Do you consider yourself a landscape practitioner? How does your interest in Ch’an and art and nature manifest in daily life? I’ve always been oriented toward mountains, distances, space—always felt that I needed the natural world filling my mind. It’s sort of an unquestioned assumption in my life that landscape—or maybe I should say: the interface where a human and a landscape meet—is where value lies. So much of intellectual history is people sitting in rooms reading books written by other people who sat in rooms. I don’t get that, not at all. [Laughs.]

I live on a dirt road in the forest, surrounded by mountains. I take walks and ride my bike and relax in the yard. The moment of magic, when it’s all woven together, my own consciousness and the surrounding landscape, is what I’m after. Speaking generally, I’m not sure what we’re after in the West—maybe being righteous so you can get to heaven, or finding the timeless capital-T Truth? Those are just stories. For me, there’s no magic quite like the eyes mirroring empirical reality—the eyes putting the world inside of my being. I can never get over that. It’s inconceivable. And somehow it makes me feel less like a modern American and more like an ancient Chinese, which I enjoy.
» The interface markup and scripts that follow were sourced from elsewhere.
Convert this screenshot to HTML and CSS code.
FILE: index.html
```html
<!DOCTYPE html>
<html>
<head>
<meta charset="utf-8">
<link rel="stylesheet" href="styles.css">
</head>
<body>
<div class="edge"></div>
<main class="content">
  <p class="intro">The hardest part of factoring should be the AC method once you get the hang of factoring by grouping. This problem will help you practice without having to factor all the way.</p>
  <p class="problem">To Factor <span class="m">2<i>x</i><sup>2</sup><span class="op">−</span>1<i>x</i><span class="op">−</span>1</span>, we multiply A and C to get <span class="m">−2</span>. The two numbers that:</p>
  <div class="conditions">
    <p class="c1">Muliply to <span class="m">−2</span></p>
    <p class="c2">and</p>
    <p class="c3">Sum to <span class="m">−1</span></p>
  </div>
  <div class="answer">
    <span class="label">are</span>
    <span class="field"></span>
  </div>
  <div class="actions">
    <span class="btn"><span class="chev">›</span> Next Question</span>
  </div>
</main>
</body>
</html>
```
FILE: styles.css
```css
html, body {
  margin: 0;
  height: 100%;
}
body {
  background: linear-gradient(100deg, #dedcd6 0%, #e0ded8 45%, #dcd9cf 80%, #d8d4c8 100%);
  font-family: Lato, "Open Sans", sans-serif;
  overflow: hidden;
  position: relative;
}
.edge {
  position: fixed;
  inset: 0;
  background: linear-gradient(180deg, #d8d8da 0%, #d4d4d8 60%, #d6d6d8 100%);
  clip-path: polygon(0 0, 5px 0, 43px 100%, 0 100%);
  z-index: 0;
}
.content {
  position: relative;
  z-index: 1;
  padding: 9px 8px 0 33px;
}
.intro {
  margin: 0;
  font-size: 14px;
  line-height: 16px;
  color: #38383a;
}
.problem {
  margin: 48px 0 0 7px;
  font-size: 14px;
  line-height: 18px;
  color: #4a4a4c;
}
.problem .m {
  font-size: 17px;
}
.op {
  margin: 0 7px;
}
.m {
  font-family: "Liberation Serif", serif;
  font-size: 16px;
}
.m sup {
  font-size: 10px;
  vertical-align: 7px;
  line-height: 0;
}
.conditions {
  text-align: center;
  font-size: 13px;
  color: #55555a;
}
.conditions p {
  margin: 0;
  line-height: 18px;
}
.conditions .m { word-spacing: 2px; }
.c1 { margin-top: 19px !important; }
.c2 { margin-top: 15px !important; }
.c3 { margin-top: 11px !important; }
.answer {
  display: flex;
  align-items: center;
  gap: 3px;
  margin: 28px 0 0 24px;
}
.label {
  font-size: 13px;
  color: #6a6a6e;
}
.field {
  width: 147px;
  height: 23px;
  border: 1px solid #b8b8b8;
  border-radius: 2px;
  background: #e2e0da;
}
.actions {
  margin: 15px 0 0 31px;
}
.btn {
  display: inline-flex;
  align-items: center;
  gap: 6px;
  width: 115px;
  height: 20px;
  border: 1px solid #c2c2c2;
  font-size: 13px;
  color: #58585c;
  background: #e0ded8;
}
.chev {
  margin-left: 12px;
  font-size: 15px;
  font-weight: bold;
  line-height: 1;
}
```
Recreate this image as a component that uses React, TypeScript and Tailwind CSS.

In parting, I wanted to mention that I was impressed by the number of exclamation marks in Existence. Despite the complex, somewhat scholarly subject matter, your enthusiasm really showed through. It was as if you were saying: Consciousness . . . cool! Nature . . . cool! Existence . . . cool! You’re not far off. [Laughs.] Maybe I should have let you write the book. You could have done it in three lines!